While I saw a few samples of "advice" of how things could be done I never accepted this as an instruction on how things should be done. How a programmer solves a problem is down to the skills of that programmer, and I refuse to be limited by the lesser kills of others. I played with some of the sample code which I found and did a bit of experimentation using ideas of my own to see what worked best for me and the type of application which I was writing. When I later became aware of things called "best practices" I could see that the results which they produced were inferior to mine, so I chose to ignore them. They appeared to be nothing more than personal preferences from people with limited experience rather than universal rules compiled by genuine experts, so I dismissed any idea which stood in the way of my aim to create as much reusable code as possible. One of these so-called "best practices" is the subject of this article.

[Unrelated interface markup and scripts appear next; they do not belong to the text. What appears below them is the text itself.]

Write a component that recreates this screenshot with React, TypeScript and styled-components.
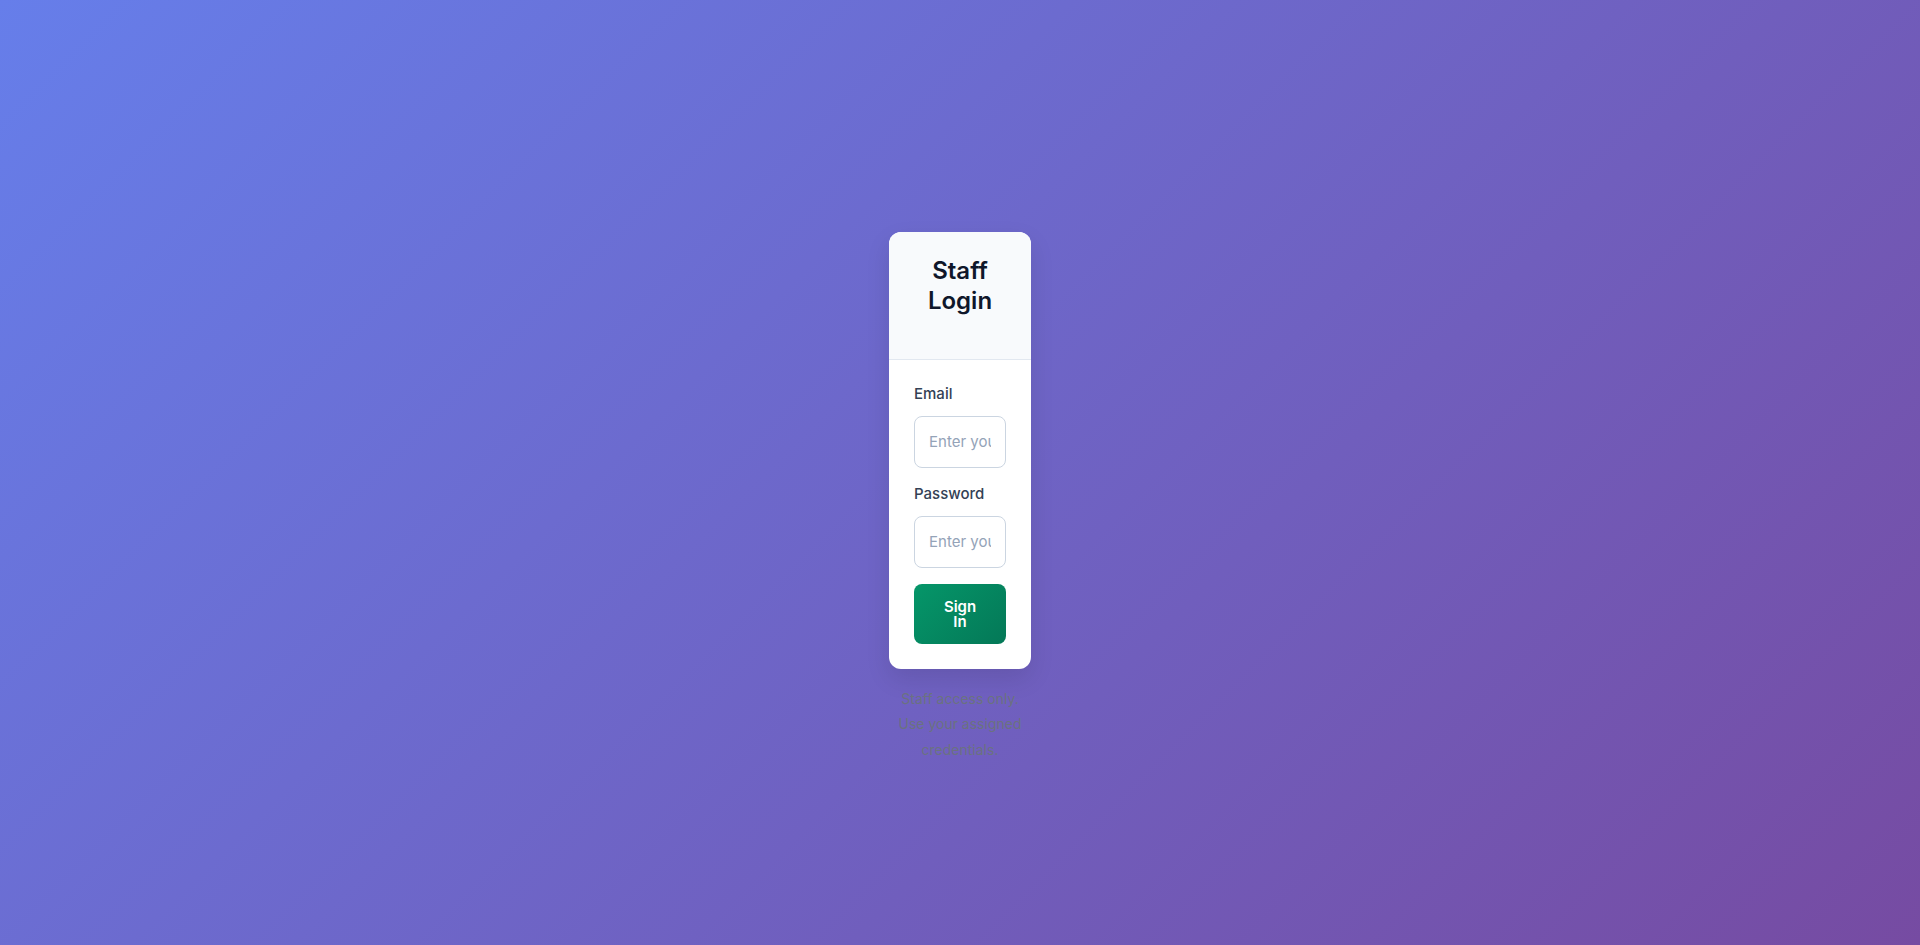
import React from 'react';
import styled, { createGlobalStyle } from 'styled-components';

const GlobalStyle = createGlobalStyle`
  html, body {
    margin: 0;
    padding: 0;
  }
  body {
    font-family: Inter, "Noto Sans", "Liberation Sans", sans-serif;
  }
  * {
    box-sizing: border-box;
  }
`;

const Page = styled.div`
  min-height: 100vh;
  display: flex;
  flex-direction: column;
  align-items: center;
  justify-content: center;
  padding-top: 49px;
  background: linear-gradient(135deg, #667eea 0%, #764ba2 100%);
`;

const Card = styled.div`
  width: 142px;
  background: #ffffff;
  border-radius: 12px;
  overflow: hidden;
  box-shadow: 0 10px 25px rgba(0, 0, 0, 0.1);
`;

const Header = styled.div`
  background: #f8fafc;
  border-bottom: 1px solid #e2e8f0;
  padding: 24px 24px 43px;
  text-align: center;
`;

const Title = styled.h1`
  margin: 0;
  font-size: 24px;
  line-height: 30px;
  font-weight: 600;
  color: #0f172a;
`;

const Form = styled.form`
  padding: 24px 25px 25px;
`;

const Field = styled.div`
  margin-bottom: 16px;
`;

const Label = styled.label`
  display: block;
  font-size: 15px;
  line-height: 20px;
  font-weight: 500;
  color: #334155;
  margin-bottom: 12px;
`;

const Input = styled.input`
  display: block;
  width: 100%;
  height: 52px;
  padding: 0 14px;
  border: 1px solid #cbd5e1;
  border-radius: 8px;
  font-family: inherit;
  font-size: 15px;
  color: #0f172a;
  background: #ffffff;
  outline: none;

  &::placeholder {
    color: #94a3b8;
  }
`;

const Button = styled.button`
  display: block;
  width: 100%;
  padding: 15px 24px;
  border: none;
  border-radius: 8px;
  background: linear-gradient(135deg, #059669 0%, #047857 100%);
  color: #ffffff;
  font-family: inherit;
  font-size: 15px;
  line-height: 15px;
  font-weight: 600;
  cursor: pointer;
`;

const Footer = styled.p`
  width: 142px;
  margin: 17px 0 0;
  text-align: center;
  font-size: 14px;
  line-height: 25.5px;
  color: #6b7280;
`;

const App = () => {
  return (
    <>
      <GlobalStyle />
      <Page>
        <Card>
          <Header>
            <Title>Staff Login</Title>
          </Header>
          <Form onSubmit={(e) => e.preventDefault()}>
            <Field>
              <Label htmlFor="email">Email</Label>
              <Input id="email" type="email" placeholder="Enter your email" />
            </Field>
            <Field>
              <Label htmlFor="password">Password</Label>
              <Input id="password" type="password" placeholder="Enter your password" />
            </Field>
            <Button type="submit">Sign In</Button>
          </Form>
        </Card>
        <Footer>Staff access only. Use your assigned credentials.</Footer>
      </Page>
    </>
  );
};

export default App;
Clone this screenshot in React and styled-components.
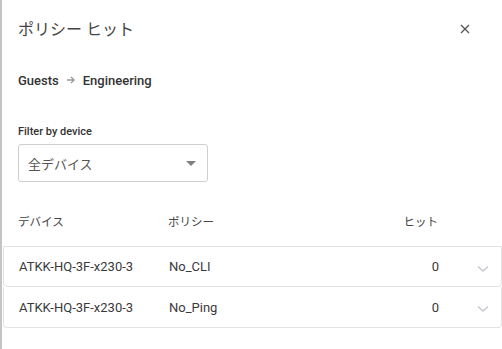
import React from "react";
import styled, { createGlobalStyle } from "styled-components";

const Global = createGlobalStyle`
  html, body { margin: 0; padding: 0; background: #fff; }
  body { font-family: Roboto, "Noto Sans CJK JP", sans-serif; color: #333; }
  * { box-sizing: border-box; }
`;

const Page = styled.div`
  width: 502px;
  height: 349px;
  border-left: 2px solid #c4c4c4;
  background: #fff;
  overflow: hidden;
  display: flex;
  flex-direction: column;
`;

const TitleBar = styled.div`
  height: 56px;
  display: flex;
  align-items: center;
  justify-content: space-between;
  padding: 0 31px 0 16px;
`;

const Title = styled.h1`
  margin: 0;
  font-size: 16px;
  font-weight: 400;
  color: #444;
  font-family: Roboto, "Noto Sans CJK JP", sans-serif;
`;

const CloseBtn = styled.button`
  border: 0;
  background: none;
  padding: 0;
  width: 12px;
  height: 12px;
  display: flex;
  align-items: center;
  justify-content: center;
  cursor: pointer;
  margin-top: 1px;
`;

const Route = styled.div`
  margin-top: 15px;
  padding-left: 16px;
  display: flex;
  align-items: center;
  gap: 7px;
  font-size: 13px;
  font-weight: 500;
  color: #333;
  height: 18px;
`;

const ArrowIcon = () => (
  <svg width="10" height="10" viewBox="0 0 10 10">
    <path d="M1 5 H8 M5 2 L8 5 L5 8" fill="none" stroke="#9a9a9a" strokeWidth="1.4" />
  </svg>
);

const FilterLabel = styled.div`
  margin-top: 36px;
  padding-left: 16px;
  font-size: 11px;
  font-weight: 500;
  color: #333;
  height: 14px;
  line-height: 14px;
`;

const Select = styled.div`
  margin: 5px 0 0 16px;
  width: 190px;
  height: 38px;
  border: 1px solid #cfcfcf;
  border-radius: 3px;
  display: flex;
  align-items: center;
  justify-content: space-between;
  padding: 0 11px 0 9px;
  font-size: 13px;
  color: #555;
`;

const Caret = styled.span`
  width: 0;
  height: 0;
  border-left: 5px solid transparent;
  border-right: 5px solid transparent;
  border-top: 5px solid #808080;
  margin-top: 1px;
`;

const Grid = styled.div`
  display: grid;
  grid-template-columns: 150px 150px 120px 1fr;
  align-items: center;
  padding-left: ${(p) => p.$pad}px;
`;

const HeadRow = styled(Grid)`
  margin-top: 26px;
  height: 26px;
  font-size: 11.5px;
  color: #444;
`;

const Spacer = styled.div`
  height: 12px;
`;

const RowCard = styled(Grid)`
  margin-left: 1px;
  height: 41px;
  border: 1px solid #e3e3e3;
  border-top: ${(p) => (p.$first ? "1px solid #e3e3e3" : "0")};
  border-radius: 0 0 4px 4px;
  font-size: 13px;
  color: #3a3a3a;
`;

const Cell = styled.div`
  text-align: ${(p) => (p.$right ? "right" : "left")};
  white-space: nowrap;
`;

const ChevronCell = styled.div`
  display: flex;
  justify-content: center;
  padding-left: 26px;
  padding-top: 4px;
`;

const Chevron = () => (
  <svg width="12" height="8" viewBox="0 0 12 8">
    <path d="M1 1.5 L6 6 L11 1.5" fill="none" stroke="#c4c8d0" strokeWidth="1.4" />
  </svg>
);

const CloseIcon = () => (
  <svg width="10" height="10" viewBox="0 0 10 10">
    <path d="M1 1 L9 9 M9 1 L1 9" stroke="#555" strokeWidth="1.3" />
  </svg>
);

const rows = [
  { device: "ATKK-HQ-3F-x230-3", policy: "No_CLI", hits: 0 },
  { device: "ATKK-HQ-3F-x230-3", policy: "No_Ping", hits: 0 },
];

export default function App() {
  return (
    <>
      <Global />
      <Page>
        <TitleBar>
          <Title>ポリシー ヒット</Title>
          <CloseBtn aria-label="close">
            <CloseIcon />
          </CloseBtn>
        </TitleBar>
        <Route>
          <span>Guests</span>
          <ArrowIcon />
          <span>Engineering</span>
        </Route>
        <FilterLabel>Filter by device</FilterLabel>
        <Select>
          <span>全デバイス</span>
          <Caret />
        </Select>
        <HeadRow $pad={16}>
          <Cell>デバイス</Cell>
          <Cell>ポリシー</Cell>
          <Cell $right>ヒット</Cell>
          <Cell />
        </HeadRow>
        <Spacer />
        {rows.map((r, i) => (
          <RowCard key={i} $pad={15} $first={i === 0}>
            <Cell>{r.device}</Cell>
            <Cell>{r.policy}</Cell>
            <Cell $right>{r.hits}</Cell>
            <ChevronCell>
              <Chevron />
            </ChevronCell>
          </RowCard>
        ))}
      </Page>
    </>
  );
}
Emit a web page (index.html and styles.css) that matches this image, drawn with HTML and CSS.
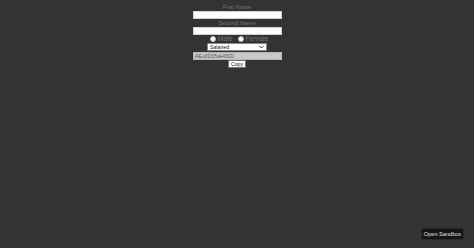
FILE: index.html
```html
<!DOCTYPE html>
<html>
<head>
<meta charset="utf-8">
<link rel="stylesheet" href="styles.css">
</head>
<body>
<div class="app">
  <label class="label first">First Name</label>
  <input class="text-input" type="text">
  <label class="label">Second Name</label>
  <input class="text-input" type="text">
  <div class="radios">
    <span class="radio"></span><span class="radio-label">Male</span>
    <span class="radio"></span><span class="radio-label">Female</span>
  </div>
  <div class="select">
    <span>Salaried</span>
    <svg class="arrow" width="5" height="4" viewBox="0 0 5 4"><path d="M0.5 1 L2.5 3 L4.5 1" fill="none" stroke="#333" stroke-width="1"/></svg>
  </div>
  <div class="output">AEu0D05aH0SD</div>
  <button class="copy">Copy</button>
</div>
<button class="sandbox">Open Sandbox</button>
</body>
</html>
```

FILE: styles.css
```css
html, body {
  margin: 0;
  padding: 0;
  height: 100%;
}
body {
  background: #333333;
  font-family: "Liberation Sans", Arial, sans-serif;
  position: relative;
  overflow: hidden;
}
.app {
  display: flex;
  flex-direction: column;
  align-items: center;
}
.label {
  display: block;
  height: 8px;
  line-height: 8px;
  font-size: 5.8px;
  color: #747474;
}
.label.first {
  margin-top: 3px;
}
.text-input {
  box-sizing: border-box;
  width: 89px;
  height: 8px;
  margin: 0 0 0 1px;
  padding: 0;
  border: 1px solid #d0d0d0;
  background: #ffffff;
  outline: none;
}
.radios {
  display: flex;
  align-items: center;
  height: 8px;
  margin-left: 4px;
}
.radio {
  box-sizing: border-box;
  width: 6px;
  height: 6px;
  margin-top: -1px;
  border-radius: 50%;
  background: #ffffff;
  border: 0.5px solid #bbbbbb;
  margin-right: 2px;
}
.radio-label {
  font-size: 6.8px;
  line-height: 8px;
  color: #747474;
  margin-right: 5px;
}
.radio-label:last-child {
  margin-right: 0;
}
.select {
  box-sizing: border-box;
  width: 60px;
  height: 8px;
  margin-top: 0;
  background: #ffffff;
  border: 1px solid #888888;
  border-radius: 1px;
  display: flex;
  align-items: center;
  justify-content: space-between;
  padding: 0 2px 0 2px;
  font-size: 5.2px;
  color: #111111;
}
.arrow {
  display: block;
}
.output {
  box-sizing: border-box;
  width: 89px;
  height: 8px;
  margin: 1px 0 0 1px;
  background: #c9c9c9;
  border: 0.5px solid #b5b5b5;
  font-size: 5.2px;
  line-height: 7px;
  color: #555555;
  padding-left: 1px;
}
.copy {
  box-sizing: border-box;
  width: 18px;
  height: 8px;
  margin: 0 0 0 0;
  padding: 0;
  background: #ffffff;
  border: 0.5px solid #777777;
  border-radius: 1px;
  font-family: "Liberation Sans", Arial, sans-serif;
  font-size: 5.2px;
  line-height: 7px;
  color: #111111;
}
.sandbox {
  position: absolute;
  right: 10px;
  bottom: 8px;
  width: 43px;
  height: 12px;
  padding: 0;
  background: #151515;
  border: 0.5px solid #2a2a2a;
  border-radius: 2px;
  color: #e0e0e0;
  font-family: "Liberation Sans", Arial, sans-serif;
  font-size: 5.6px;
}
```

Using arrays to pass data around

I noticed that PHP's handling of data arrays was far superior to that which was available in my previous languages. It meant that I could pass around collections of data whose contents were completely flexible and not tied to a particular pre-defined record structure. The data passed into objects from both the Presentation layer (via the $_POST array) and the Data Access layer (via the result on an SQL SELECT query) appears as an array, and this can contain a value for any number of fields/columns. The foreach function in PHP makes it easy to step through an array and identify what values it contains for what fields.

However, in all of the OOP samples I saw in books or within internet tutorials I noticed that the same convention was followed:

When I saw this I asked myself some simple questions: If the data outside of an object exists in an array, why is the array split into its component parts before they are passed to the object one component at a time? Can I access the data from an array inside the object, or am I forced to use a separate class variable for each field/column? The answer turns out to be a choice between:

$this->column            // each column has its own class property
and
$fieldarray['column']    // all columns are held in a single class property

Guess what? To PHP there is no discernible difference as either option is possible. The only difference is in how much code the developer has to write to put that data in and to get that data out. I then asked myself another question: Under what circumstances would a separate class property for each piece of data, forcing each to have its own setter (mutator) and getter (accessor), be the preferable choice? The answer is as follows:

This scenario would fit something like an aircraft control system which relies on discrete pieces of data which are supplied by numerous sensors all over the aircraft. When changes in the data are processed the system may alter the aircraft's configuration or it may update the pilot's display in the cockpit.

This scenario does NOT fit a web-based database application for the following reasons:

Having built enterprise applications which have hundreds of database tables and thousands of user transactions I realised straight away that having separate class properties for each table column, each with its own setter and getter, would be entirely the wrong approach as it produces tight coupling which in turn greatly restricts the opportunity for reusable software. As the aim of OOP is supposed to be to increase the amount of reusable software I decided that any practice which did not support this aim was something to be avoided.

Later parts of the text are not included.